→ Requirements: Copy out the data exactly, leaving the pictures behind.

→ Data shown:

● ● ●

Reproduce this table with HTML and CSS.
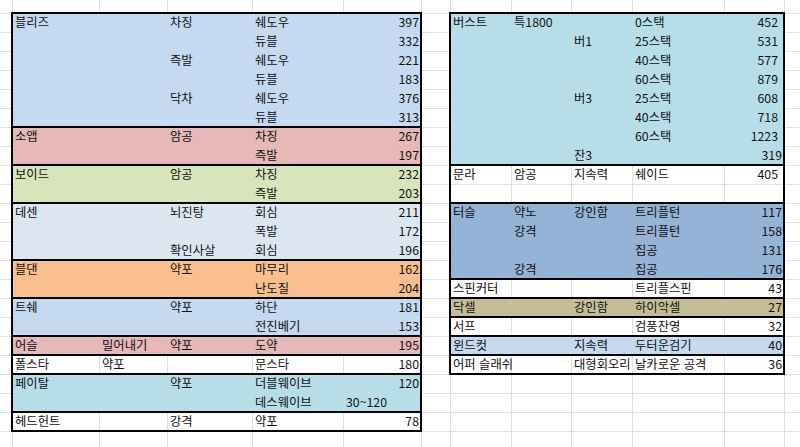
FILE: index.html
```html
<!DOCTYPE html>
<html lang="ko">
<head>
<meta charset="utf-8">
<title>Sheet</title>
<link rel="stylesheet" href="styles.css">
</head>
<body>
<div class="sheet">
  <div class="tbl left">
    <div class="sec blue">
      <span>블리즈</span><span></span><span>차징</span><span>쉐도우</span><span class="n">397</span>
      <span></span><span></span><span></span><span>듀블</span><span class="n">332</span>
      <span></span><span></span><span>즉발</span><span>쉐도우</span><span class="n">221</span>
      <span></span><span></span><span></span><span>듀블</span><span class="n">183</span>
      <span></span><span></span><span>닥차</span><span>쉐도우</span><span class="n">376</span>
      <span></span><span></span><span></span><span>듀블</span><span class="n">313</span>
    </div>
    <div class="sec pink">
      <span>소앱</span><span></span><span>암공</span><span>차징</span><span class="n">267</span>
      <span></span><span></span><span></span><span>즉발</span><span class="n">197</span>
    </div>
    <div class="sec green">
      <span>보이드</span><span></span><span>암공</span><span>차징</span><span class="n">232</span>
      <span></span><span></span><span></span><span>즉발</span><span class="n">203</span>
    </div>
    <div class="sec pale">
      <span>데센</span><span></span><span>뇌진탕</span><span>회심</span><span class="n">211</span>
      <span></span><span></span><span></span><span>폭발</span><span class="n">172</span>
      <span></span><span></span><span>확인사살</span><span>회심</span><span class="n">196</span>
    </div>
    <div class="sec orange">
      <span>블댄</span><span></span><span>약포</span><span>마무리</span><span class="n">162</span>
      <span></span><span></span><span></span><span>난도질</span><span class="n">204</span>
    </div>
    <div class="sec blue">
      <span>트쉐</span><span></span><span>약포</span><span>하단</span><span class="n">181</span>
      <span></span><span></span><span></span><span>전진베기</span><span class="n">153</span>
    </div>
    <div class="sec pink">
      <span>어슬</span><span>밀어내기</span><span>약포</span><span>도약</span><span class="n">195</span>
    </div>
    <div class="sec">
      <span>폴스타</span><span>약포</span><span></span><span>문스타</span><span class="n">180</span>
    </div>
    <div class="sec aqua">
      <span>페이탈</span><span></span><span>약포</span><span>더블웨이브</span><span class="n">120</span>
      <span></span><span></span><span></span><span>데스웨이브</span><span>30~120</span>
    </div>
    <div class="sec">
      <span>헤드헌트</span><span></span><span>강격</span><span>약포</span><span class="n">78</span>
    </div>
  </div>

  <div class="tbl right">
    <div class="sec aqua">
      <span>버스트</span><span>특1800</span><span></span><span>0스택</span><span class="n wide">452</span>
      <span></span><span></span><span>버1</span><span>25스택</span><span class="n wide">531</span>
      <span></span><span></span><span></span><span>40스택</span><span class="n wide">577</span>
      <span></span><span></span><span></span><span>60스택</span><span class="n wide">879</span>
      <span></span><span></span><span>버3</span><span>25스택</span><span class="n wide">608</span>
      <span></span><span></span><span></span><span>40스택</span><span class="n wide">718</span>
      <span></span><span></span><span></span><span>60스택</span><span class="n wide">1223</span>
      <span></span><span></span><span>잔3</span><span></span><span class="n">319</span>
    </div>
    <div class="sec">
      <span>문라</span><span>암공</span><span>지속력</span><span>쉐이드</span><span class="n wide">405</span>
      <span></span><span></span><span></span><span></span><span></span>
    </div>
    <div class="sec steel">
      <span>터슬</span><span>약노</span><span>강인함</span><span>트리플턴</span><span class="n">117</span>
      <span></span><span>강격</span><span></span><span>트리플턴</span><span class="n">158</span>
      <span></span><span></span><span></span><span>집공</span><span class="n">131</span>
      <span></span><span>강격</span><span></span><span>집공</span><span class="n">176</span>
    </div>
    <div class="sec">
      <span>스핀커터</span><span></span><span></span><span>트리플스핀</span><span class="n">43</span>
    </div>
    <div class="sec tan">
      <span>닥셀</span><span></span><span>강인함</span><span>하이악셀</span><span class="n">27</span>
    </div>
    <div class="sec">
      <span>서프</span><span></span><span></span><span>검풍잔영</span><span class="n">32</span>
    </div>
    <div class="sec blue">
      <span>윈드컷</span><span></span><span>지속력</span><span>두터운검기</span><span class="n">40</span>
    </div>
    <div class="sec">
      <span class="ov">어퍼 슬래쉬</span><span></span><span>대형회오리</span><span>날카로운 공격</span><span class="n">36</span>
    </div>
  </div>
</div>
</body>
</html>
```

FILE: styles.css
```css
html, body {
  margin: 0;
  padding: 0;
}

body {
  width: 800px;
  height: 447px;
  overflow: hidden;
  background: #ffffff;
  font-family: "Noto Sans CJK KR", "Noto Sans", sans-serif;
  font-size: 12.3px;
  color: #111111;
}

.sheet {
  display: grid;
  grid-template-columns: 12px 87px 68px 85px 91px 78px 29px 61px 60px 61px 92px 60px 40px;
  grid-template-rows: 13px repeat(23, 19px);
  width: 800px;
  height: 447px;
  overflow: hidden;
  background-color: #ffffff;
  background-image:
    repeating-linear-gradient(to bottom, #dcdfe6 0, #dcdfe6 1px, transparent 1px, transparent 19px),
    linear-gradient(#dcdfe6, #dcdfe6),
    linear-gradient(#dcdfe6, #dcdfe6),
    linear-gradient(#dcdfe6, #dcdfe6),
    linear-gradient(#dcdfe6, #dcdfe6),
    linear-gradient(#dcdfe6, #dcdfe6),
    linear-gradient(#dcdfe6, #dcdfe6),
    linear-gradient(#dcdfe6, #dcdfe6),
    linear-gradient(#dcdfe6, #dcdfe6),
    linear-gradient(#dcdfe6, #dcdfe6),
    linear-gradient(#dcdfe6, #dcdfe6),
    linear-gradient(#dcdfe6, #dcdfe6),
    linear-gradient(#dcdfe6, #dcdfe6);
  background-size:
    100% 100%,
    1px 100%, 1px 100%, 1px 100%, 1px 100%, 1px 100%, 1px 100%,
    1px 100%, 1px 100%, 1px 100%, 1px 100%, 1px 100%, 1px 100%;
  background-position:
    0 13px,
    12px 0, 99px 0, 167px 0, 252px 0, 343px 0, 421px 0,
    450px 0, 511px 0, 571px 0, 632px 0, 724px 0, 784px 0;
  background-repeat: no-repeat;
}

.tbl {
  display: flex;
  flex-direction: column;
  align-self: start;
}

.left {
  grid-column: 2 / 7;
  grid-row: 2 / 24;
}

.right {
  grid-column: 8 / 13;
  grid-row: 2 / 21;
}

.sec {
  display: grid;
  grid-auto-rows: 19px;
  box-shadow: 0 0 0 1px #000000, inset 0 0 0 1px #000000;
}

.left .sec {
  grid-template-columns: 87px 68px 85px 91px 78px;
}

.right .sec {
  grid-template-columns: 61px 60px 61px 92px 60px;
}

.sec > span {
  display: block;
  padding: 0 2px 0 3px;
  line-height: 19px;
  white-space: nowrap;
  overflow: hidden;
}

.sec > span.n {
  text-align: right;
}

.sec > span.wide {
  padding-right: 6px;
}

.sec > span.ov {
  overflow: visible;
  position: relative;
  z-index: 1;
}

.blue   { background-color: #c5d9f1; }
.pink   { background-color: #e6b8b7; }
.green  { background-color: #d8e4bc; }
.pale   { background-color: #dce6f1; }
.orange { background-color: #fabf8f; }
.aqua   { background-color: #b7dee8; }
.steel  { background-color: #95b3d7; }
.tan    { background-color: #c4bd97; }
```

● ● ●

→ Result of the exercise:
Reproduce this table with HTML and CSS.
FILE: index.html
```html
<!DOCTYPE html>
<html lang="ko">
<head>
<meta charset="utf-8">
<title>Sheet</title>
<link rel="stylesheet" href="styles.css">
</head>
<body>
<div class="sheet">
  <div class="tbl left">
    <div class="sec blue">
      <span>블리즈</span><span></span><span>차징</span><span>쉐도우</span><span class="n">397</span>
      <span></span><span></span><span></span><span>듀블</span><span class="n">332</span>
      <span></span><span></span><span>즉발</span><span>쉐도우</span><span class="n">221</span>
      <span></span><span></span><span></span><span>듀블</span><span class="n">183</span>
      <span></span><span></span><span>닥차</span><span>쉐도우</span><span class="n">376</span>
      <span></span><span></span><span></span><span>듀블</span><span class="n">313</span>
    </div>
    <div class="sec pink">
      <span>소앱</span><span></span><span>암공</span><span>차징</span><span class="n">267</span>
      <span></span><span></span><span></span><span>즉발</span><span class="n">197</span>
    </div>
    <div class="sec green">
      <span>보이드</span><span></span><span>암공</span><span>차징</span><span class="n">232</span>
      <span></span><span></span><span></span><span>즉발</span><span class="n">203</span>
    </div>
    <div class="sec pale">
      <span>데센</span><span></span><span>뇌진탕</span><span>회심</span><span class="n">211</span>
      <span></span><span></span><span></span><span>폭발</span><span class="n">172</span>
      <span></span><span></span><span>확인사살</span><span>회심</span><span class="n">196</span>
    </div>
    <div class="sec orange">
      <span>블댄</span><span></span><span>약포</span><span>마무리</span><span class="n">162</span>
      <span></span><span></span><span></span><span>난도질</span><span class="n">204</span>
    </div>
    <div class="sec blue">
      <span>트쉐</span><span></span><span>약포</span><span>하단</span><span class="n">181</span>
      <span></span><span></span><span></span><span>전진베기</span><span class="n">153</span>
    </div>
    <div class="sec pink">
      <span>어슬</span><span>밀어내기</span><span>약포</span><span>도약</span><span class="n">195</span>
    </div>
    <div class="sec">
      <span>폴스타</span><span>약포</span><span></span><span>문스타</span><span class="n">180</span>
    </div>
    <div class="sec aqua">
      <span>페이탈</span><span></span><span>약포</span><span>더블웨이브</span><span class="n">120</span>
      <span></span><span></span><span></span><span>데스웨이브</span><span>30~120</span>
    </div>
    <div class="sec">
      <span>헤드헌트</span><span></span><span>강격</span><span>약포</span><span class="n">78</span>
    </div>
  </div>

  <div class="tbl right">
    <div class="sec aqua">
      <span>버스트</span><span>특1800</span><span></span><span>0스택</span><span class="n wide">452</span>
      <span></span><span></span><span>버1</span><span>25스택</span><span class="n wide">531</span>
      <span></span><span></span><span></span><span>40스택</span><span class="n wide">577</span>
      <span></span><span></span><span></span><span>60스택</span><span class="n wide">879</span>
      <span></span><span></span><span>버3</span><span>25스택</span><span class="n wide">608</span>
      <span></span><span></span><span></span><span>40스택</span><span class="n wide">718</span>
      <span></span><span></span><span></span><span>60스택</span><span class="n wide">1223</span>
      <span></span><span></span><span>잔3</span><span></span><span class="n">319</span>
    </div>
    <div class="sec">
      <span>문라</span><span>암공</span><span>지속력</span><span>쉐이드</span><span class="n wide">405</span>
      <span></span><span></span><span></span><span></span><span></span>
    </div>
    <div class="sec steel">
      <span>터슬</span><span>약노</span><span>강인함</span><span>트리플턴</span><span class="n">117</span>
      <span></span><span>강격</span><span></span><span>트리플턴</span><span class="n">158</span>
      <span></span><span></span><span></span><span>집공</span><span class="n">131</span>
      <span></span><span>강격</span><span></span><span>집공</span><span class="n">176</span>
    </div>
    <div class="sec">
      <span>스핀커터</span><span></span><span></span><span>트리플스핀</span><span class="n">43</span>
    </div>
    <div class="sec tan">
      <span>닥셀</span><span></span><span>강인함</span><span>하이악셀</span><span class="n">27</span>
    </div>
    <div class="sec">
      <span>서프</span><span></span><span></span><span>검풍잔영</span><span class="n">32</span>
    </div>
    <div class="sec blue">
      <span>윈드컷</span><span></span><span>지속력</span><span>두터운검기</span><span class="n">40</span>
    </div>
    <div class="sec">
      <span class="ov">어퍼 슬래쉬</span><span></span><span>대형회오리</span><span>날카로운 공격</span><span class="n">36</span>
    </div>
  </div>
</div>
</body>
</html>
```

FILE: styles.css
```css
html, body {
  margin: 0;
  padding: 0;
}

body {
  width: 800px;
  height: 447px;
  overflow: hidden;
  background: #ffffff;
  font-family: "Noto Sans CJK KR", "Noto Sans", sans-serif;
  font-size: 12.3px;
  color: #111111;
}

.sheet {
  display: grid;
  grid-template-columns: 12px 87px 68px 85px 91px 78px 29px 61px 60px 61px 92px 60px 40px;
  grid-template-rows: 13px repeat(23, 19px);
  width: 800px;
  height: 447px;
  overflow: hidden;
  background-color: #ffffff;
  background-image:
    repeating-linear-gradient(to bottom, #dcdfe6 0, #dcdfe6 1px, transparent 1px, transparent 19px),
    linear-gradient(#dcdfe6, #dcdfe6),
    linear-gradient(#dcdfe6, #dcdfe6),
    linear-gradient(#dcdfe6, #dcdfe6),
    linear-gradient(#dcdfe6, #dcdfe6),
    linear-gradient(#dcdfe6, #dcdfe6),
    linear-gradient(#dcdfe6, #dcdfe6),
    linear-gradient(#dcdfe6, #dcdfe6),
    linear-gradient(#dcdfe6, #dcdfe6),
    linear-gradient(#dcdfe6, #dcdfe6),
    linear-gradient(#dcdfe6, #dcdfe6),
    linear-gradient(#dcdfe6, #dcdfe6),
    linear-gradient(#dcdfe6, #dcdfe6);
  background-size:
    100% 100%,
    1px 100%, 1px 100%, 1px 100%, 1px 100%, 1px 100%, 1px 100%,
    1px 100%, 1px 100%, 1px 100%, 1px 100%, 1px 100%, 1px 100%;
  background-position:
    0 13px,
    12px 0, 99px 0, 167px 0, 252px 0, 343px 0, 421px 0,
    450px 0, 511px 0, 571px 0, 632px 0, 724px 0, 784px 0;
  background-repeat: no-repeat;
}

.tbl {
  display: flex;
  flex-direction: column;
  align-self: start;
}

.left {
  grid-column: 2 / 7;
  grid-row: 2 / 24;
}

.right {
  grid-column: 8 / 13;
  grid-row: 2 / 21;
}

.sec {
  display: grid;
  grid-auto-rows: 19px;
  box-shadow: 0 0 0 1px #000000, inset 0 0 0 1px #000000;
}

.left .sec {
  grid-template-columns: 87px 68px 85px 91px 78px;
}

.right .sec {
  grid-template-columns: 61px 60px 61px 92px 60px;
}

.sec > span {
  display: block;
  padding: 0 2px 0 3px;
  line-height: 19px;
  white-space: nowrap;
  overflow: hidden;
}

.sec > span.n {
  text-align: right;
}

.sec > span.wide {
  padding-right: 6px;
}

.sec > span.ov {
  overflow: visible;
  position: relative;
  z-index: 1;
}

.blue   { background-color: #c5d9f1; }
.pink   { background-color: #e6b8b7; }
.green  { background-color: #d8e4bc; }
.pale   { background-color: #dce6f1; }
.orange { background-color: #fabf8f; }
.aqua   { background-color: #b7dee8; }
.steel  { background-color: #95b3d7; }
.tan    { background-color: #c4bd97; }
```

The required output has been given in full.